**Problem description**
Among the lines listed below, count those that include the string "screenshot", and state only the count.

**Data to use**
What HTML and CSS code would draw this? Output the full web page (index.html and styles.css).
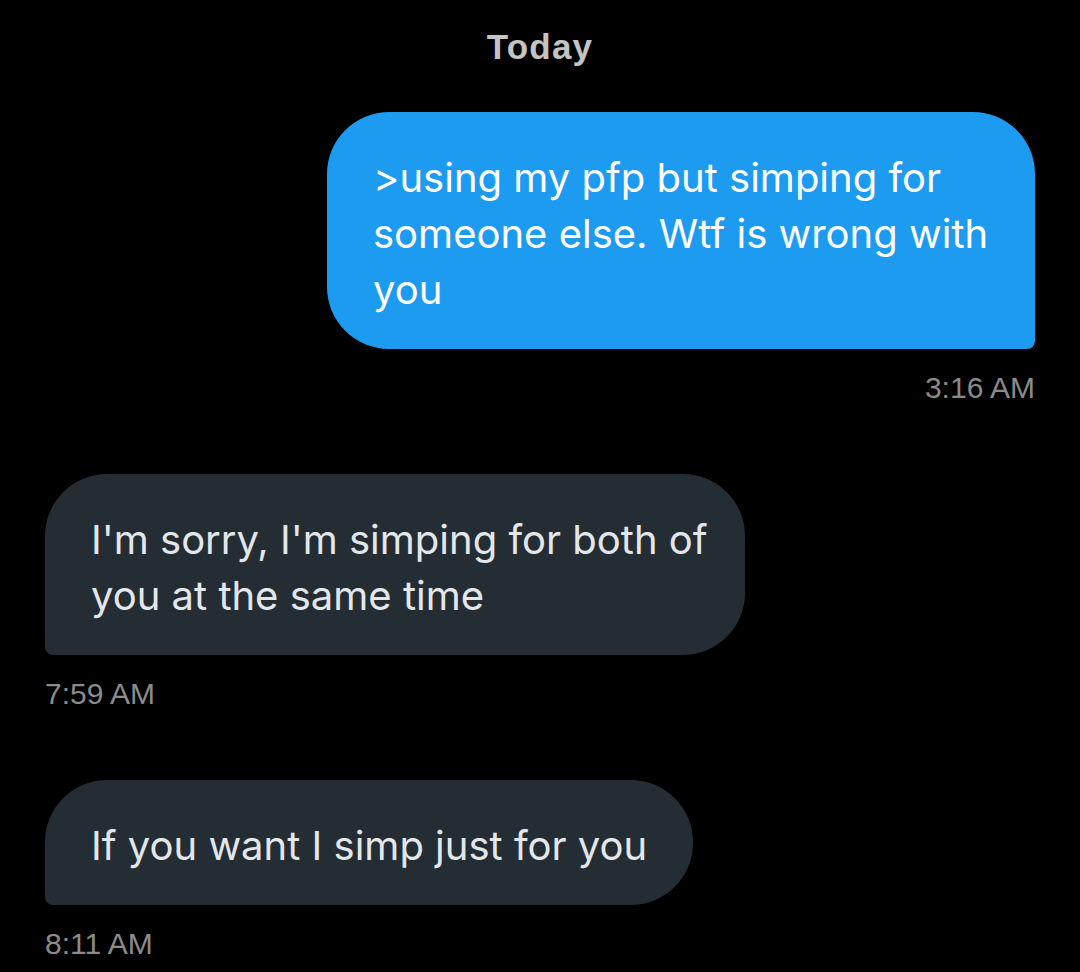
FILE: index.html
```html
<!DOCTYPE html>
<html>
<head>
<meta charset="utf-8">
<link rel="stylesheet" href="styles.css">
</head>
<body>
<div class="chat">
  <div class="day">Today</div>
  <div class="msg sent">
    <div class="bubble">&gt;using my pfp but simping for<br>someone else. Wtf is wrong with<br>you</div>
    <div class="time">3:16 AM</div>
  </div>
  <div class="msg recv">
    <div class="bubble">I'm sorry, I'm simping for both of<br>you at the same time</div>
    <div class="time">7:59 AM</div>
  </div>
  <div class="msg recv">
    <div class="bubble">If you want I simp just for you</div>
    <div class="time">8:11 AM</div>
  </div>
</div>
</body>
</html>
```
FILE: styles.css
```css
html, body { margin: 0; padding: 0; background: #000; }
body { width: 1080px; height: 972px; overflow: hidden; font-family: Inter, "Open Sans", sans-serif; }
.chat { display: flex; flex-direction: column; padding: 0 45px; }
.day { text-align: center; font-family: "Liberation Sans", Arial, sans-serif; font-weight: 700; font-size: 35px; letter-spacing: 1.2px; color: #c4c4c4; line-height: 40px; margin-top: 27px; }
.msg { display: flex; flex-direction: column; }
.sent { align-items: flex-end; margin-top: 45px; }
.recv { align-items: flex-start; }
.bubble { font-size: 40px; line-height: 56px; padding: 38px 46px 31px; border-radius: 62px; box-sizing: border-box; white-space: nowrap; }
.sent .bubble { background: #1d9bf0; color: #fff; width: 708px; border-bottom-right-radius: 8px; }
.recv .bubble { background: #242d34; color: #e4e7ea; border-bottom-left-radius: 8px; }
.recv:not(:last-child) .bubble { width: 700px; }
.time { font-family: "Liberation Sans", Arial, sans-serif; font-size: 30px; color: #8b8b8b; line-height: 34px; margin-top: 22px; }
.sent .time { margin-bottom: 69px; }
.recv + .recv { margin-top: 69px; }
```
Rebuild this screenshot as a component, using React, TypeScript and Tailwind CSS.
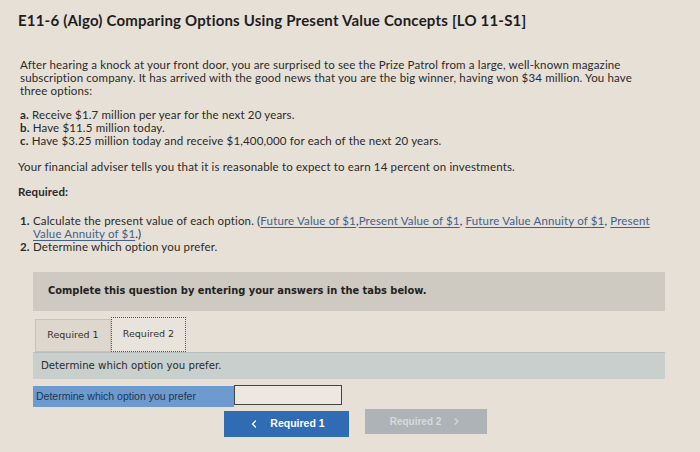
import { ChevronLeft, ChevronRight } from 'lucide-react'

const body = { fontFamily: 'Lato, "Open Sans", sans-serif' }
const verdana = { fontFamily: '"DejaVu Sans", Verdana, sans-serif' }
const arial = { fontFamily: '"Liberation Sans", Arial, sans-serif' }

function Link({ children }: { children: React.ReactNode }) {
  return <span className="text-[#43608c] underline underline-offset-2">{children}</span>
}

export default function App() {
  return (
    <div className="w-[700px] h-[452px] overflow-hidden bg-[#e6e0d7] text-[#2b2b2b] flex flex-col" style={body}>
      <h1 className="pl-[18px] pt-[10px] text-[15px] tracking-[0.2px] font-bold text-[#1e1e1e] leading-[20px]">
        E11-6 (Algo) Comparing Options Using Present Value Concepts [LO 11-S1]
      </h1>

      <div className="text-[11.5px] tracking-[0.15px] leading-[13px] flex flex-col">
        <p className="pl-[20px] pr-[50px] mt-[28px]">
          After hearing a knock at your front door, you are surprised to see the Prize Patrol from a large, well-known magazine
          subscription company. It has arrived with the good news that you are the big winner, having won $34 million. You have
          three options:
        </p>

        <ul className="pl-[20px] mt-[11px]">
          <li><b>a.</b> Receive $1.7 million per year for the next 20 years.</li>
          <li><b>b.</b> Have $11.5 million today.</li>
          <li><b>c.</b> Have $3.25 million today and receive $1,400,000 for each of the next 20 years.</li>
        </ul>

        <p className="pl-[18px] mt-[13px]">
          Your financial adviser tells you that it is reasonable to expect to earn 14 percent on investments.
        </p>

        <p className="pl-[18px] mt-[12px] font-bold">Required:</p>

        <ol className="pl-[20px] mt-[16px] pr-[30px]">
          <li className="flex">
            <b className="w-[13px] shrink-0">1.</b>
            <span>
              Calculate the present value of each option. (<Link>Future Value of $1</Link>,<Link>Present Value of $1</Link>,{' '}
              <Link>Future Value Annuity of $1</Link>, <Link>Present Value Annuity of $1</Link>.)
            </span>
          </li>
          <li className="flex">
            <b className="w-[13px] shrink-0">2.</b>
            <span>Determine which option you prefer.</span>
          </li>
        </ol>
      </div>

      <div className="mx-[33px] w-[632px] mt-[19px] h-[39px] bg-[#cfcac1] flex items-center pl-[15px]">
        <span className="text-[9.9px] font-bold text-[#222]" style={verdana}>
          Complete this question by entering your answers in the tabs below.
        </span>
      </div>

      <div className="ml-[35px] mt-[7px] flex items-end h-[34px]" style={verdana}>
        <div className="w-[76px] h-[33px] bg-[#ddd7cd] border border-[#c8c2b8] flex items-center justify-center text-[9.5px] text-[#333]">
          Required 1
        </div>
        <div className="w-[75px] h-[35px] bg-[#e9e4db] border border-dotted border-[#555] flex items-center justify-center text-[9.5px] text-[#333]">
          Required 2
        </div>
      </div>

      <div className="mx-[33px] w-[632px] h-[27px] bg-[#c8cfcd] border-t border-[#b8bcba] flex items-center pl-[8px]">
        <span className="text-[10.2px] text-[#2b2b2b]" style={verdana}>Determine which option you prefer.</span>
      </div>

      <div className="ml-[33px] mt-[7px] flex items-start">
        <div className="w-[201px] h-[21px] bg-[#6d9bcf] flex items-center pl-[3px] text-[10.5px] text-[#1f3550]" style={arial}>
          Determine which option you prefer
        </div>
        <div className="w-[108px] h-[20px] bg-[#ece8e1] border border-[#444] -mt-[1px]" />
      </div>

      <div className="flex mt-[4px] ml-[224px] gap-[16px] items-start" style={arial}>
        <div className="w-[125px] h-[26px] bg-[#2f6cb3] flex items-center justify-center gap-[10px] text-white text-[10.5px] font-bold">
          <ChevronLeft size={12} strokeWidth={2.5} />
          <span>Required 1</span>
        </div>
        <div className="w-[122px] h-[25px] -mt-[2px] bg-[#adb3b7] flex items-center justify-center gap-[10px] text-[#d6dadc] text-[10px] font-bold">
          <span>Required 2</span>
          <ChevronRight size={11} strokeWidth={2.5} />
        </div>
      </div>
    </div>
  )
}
* * *
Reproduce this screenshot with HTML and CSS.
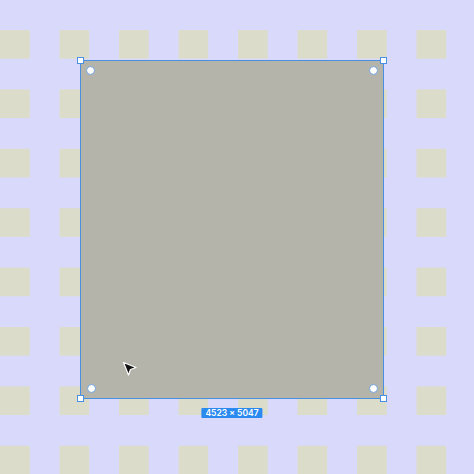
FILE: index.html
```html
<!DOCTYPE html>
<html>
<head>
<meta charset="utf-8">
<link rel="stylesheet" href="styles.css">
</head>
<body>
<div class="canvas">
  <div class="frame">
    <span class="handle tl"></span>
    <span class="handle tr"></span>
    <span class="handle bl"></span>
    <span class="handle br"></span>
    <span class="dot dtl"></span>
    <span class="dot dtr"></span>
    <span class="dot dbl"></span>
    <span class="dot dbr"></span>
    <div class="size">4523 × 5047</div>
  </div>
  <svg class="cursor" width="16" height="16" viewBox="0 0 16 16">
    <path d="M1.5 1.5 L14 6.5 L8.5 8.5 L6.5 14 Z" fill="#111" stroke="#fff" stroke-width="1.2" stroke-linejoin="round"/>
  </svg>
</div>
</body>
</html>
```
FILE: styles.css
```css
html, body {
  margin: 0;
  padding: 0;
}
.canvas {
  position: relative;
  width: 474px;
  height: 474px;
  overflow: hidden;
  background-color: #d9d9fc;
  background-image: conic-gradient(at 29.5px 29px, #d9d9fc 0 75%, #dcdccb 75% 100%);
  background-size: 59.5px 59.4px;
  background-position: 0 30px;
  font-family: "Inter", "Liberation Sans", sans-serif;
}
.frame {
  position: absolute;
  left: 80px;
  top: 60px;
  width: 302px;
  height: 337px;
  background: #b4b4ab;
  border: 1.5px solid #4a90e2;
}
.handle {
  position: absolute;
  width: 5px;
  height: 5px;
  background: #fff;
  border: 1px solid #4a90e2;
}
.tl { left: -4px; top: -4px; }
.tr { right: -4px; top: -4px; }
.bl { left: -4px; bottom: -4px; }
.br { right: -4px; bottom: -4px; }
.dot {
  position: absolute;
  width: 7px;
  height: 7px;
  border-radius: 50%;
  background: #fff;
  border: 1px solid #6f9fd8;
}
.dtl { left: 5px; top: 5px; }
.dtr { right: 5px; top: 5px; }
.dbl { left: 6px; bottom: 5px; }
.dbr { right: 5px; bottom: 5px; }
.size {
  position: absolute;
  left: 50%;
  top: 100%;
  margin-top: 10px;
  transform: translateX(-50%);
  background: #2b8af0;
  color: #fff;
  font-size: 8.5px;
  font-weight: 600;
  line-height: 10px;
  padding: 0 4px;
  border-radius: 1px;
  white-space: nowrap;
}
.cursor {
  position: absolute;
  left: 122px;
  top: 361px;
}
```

**Finished exercise**
2